◆ **EXERCISE OBJECTIVE**
Answer with nothing but the number of lines that include the word "component".

◆ **INFORMATION SHOWN**
+===+
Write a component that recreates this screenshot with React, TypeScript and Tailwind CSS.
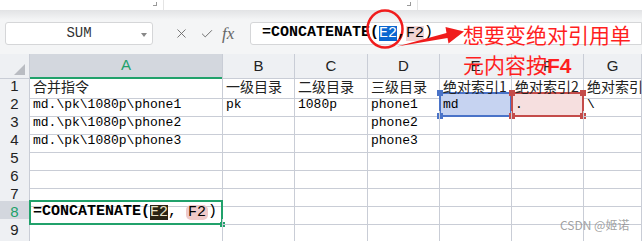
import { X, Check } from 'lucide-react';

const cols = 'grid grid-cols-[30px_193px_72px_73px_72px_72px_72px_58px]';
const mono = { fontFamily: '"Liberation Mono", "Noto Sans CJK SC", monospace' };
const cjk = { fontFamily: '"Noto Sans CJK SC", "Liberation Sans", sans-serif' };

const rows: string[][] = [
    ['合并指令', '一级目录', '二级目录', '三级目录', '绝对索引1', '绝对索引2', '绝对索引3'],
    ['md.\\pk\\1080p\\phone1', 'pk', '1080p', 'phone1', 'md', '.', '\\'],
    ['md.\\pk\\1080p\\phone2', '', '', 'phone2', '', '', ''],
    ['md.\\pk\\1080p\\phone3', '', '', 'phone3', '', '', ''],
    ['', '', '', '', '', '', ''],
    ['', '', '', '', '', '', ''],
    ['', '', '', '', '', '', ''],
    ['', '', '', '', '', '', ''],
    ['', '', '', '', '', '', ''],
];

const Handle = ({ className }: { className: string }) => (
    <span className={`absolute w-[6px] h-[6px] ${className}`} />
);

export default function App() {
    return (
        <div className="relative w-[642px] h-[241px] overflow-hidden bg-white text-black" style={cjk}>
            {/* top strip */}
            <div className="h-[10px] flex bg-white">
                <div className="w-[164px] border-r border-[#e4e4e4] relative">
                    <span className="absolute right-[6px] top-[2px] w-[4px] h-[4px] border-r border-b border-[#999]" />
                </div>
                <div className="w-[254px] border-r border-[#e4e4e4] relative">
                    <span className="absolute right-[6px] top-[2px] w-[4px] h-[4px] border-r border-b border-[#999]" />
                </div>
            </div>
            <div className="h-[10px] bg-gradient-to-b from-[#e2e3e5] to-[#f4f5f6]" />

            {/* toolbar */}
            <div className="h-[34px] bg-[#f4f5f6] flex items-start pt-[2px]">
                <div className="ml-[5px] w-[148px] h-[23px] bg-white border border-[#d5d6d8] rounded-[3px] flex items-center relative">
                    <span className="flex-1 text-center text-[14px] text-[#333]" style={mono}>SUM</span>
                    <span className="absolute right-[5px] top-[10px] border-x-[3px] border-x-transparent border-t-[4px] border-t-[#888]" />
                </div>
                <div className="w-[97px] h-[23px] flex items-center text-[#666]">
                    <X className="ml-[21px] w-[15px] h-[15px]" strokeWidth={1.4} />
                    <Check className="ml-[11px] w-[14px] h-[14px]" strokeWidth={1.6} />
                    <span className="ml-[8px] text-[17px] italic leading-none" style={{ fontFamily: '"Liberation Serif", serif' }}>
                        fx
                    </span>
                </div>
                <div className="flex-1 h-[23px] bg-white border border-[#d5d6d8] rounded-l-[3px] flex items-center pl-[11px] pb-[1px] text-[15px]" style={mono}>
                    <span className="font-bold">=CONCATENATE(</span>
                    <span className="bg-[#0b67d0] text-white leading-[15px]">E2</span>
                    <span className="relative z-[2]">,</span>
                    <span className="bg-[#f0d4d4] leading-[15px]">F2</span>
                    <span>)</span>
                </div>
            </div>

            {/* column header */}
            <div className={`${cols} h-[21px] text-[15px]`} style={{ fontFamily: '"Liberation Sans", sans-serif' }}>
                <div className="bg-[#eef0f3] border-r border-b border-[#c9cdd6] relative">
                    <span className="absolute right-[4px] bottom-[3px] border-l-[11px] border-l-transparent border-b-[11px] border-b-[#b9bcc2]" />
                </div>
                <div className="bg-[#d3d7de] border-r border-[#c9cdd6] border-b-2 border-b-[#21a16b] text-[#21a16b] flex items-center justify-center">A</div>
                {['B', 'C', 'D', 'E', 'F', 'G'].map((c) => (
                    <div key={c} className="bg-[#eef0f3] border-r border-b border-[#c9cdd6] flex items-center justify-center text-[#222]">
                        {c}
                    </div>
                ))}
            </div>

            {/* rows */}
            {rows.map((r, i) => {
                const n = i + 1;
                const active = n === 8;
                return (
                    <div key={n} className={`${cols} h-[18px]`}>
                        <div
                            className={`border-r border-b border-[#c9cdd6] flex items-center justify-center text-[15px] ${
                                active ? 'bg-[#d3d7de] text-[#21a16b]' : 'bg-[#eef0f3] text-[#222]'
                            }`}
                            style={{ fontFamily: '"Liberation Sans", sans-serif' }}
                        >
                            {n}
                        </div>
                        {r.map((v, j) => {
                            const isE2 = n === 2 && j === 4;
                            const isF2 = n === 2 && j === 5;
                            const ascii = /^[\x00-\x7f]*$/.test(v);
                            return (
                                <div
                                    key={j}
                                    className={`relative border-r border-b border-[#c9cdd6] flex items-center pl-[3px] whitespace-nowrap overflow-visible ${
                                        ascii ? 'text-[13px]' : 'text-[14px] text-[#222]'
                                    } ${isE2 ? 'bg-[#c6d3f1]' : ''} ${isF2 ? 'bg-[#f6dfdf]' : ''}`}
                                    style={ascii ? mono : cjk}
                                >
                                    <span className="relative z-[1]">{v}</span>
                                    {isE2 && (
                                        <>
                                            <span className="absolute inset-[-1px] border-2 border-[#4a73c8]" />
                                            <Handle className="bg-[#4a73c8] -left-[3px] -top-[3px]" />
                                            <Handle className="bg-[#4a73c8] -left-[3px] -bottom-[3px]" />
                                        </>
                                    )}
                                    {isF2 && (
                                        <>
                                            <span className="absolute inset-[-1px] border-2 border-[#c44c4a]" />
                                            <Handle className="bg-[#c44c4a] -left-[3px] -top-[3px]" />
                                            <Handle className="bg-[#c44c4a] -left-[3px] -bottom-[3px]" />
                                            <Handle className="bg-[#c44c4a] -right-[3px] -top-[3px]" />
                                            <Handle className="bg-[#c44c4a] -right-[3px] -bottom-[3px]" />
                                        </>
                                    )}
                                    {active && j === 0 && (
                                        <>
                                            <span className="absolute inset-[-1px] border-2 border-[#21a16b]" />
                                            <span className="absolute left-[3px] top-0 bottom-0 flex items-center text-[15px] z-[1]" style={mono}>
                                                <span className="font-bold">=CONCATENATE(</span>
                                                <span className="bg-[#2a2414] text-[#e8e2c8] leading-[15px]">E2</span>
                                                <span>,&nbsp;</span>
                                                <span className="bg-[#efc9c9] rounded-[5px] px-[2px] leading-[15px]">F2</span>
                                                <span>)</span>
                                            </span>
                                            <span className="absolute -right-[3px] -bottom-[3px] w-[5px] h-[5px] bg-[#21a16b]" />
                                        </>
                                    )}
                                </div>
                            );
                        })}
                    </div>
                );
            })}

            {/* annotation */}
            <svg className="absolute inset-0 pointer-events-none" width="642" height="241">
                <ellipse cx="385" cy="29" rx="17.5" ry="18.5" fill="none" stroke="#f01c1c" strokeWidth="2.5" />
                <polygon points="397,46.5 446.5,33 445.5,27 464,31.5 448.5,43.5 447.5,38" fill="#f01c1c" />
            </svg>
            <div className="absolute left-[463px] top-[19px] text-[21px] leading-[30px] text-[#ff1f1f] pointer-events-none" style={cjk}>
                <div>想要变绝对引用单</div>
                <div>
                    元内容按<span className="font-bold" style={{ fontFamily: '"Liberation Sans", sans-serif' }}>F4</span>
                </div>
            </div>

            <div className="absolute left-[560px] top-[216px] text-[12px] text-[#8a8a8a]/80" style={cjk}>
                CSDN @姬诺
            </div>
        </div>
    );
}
+===+
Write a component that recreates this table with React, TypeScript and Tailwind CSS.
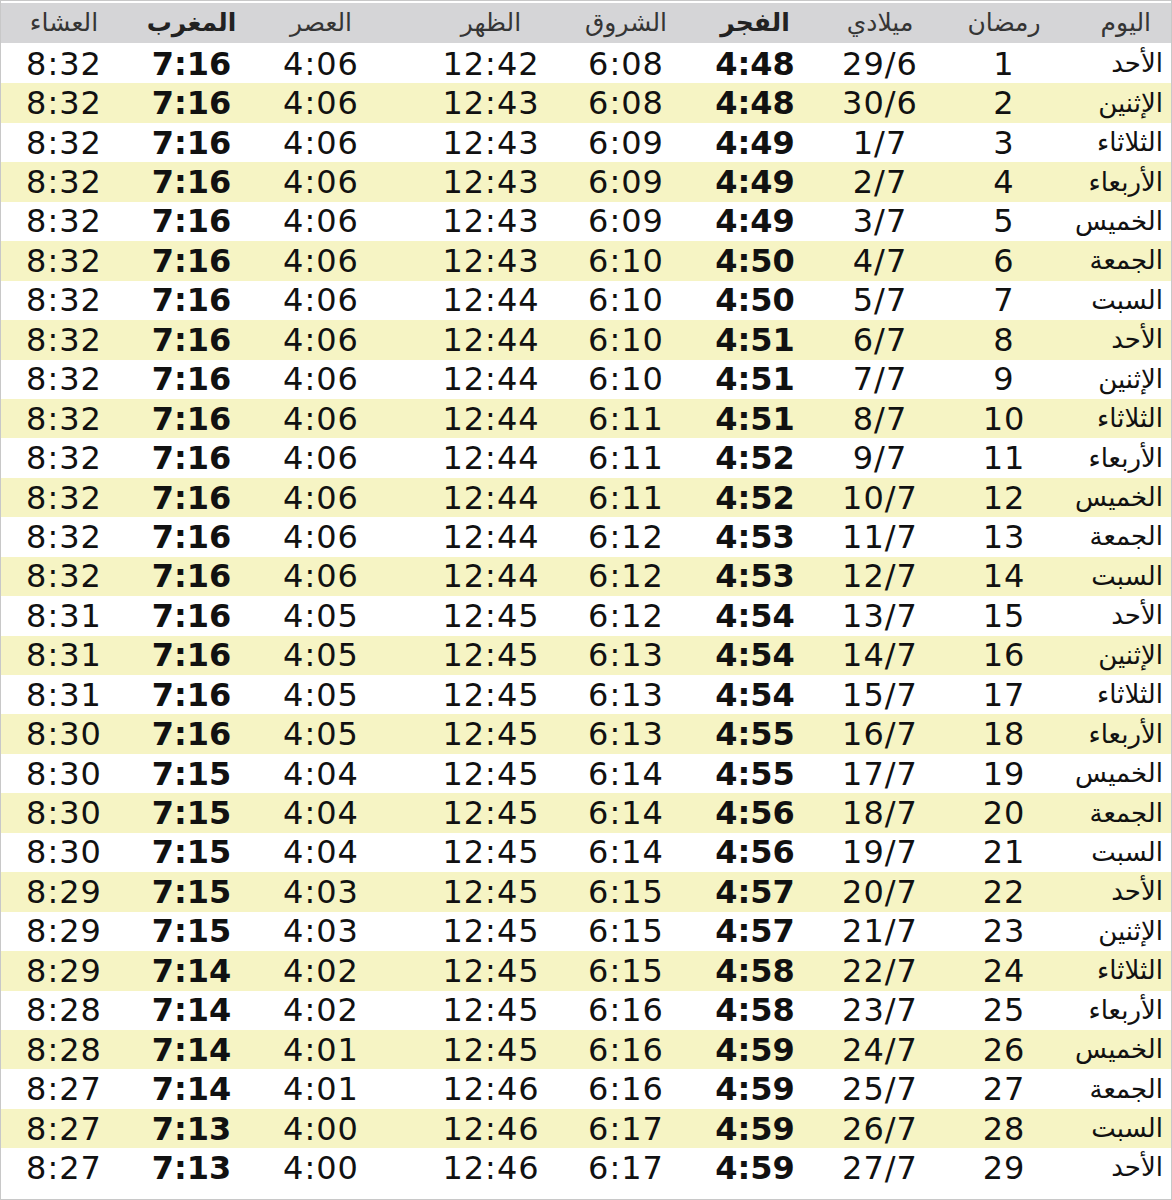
+===+
◆ **WORKED ANSWER**
2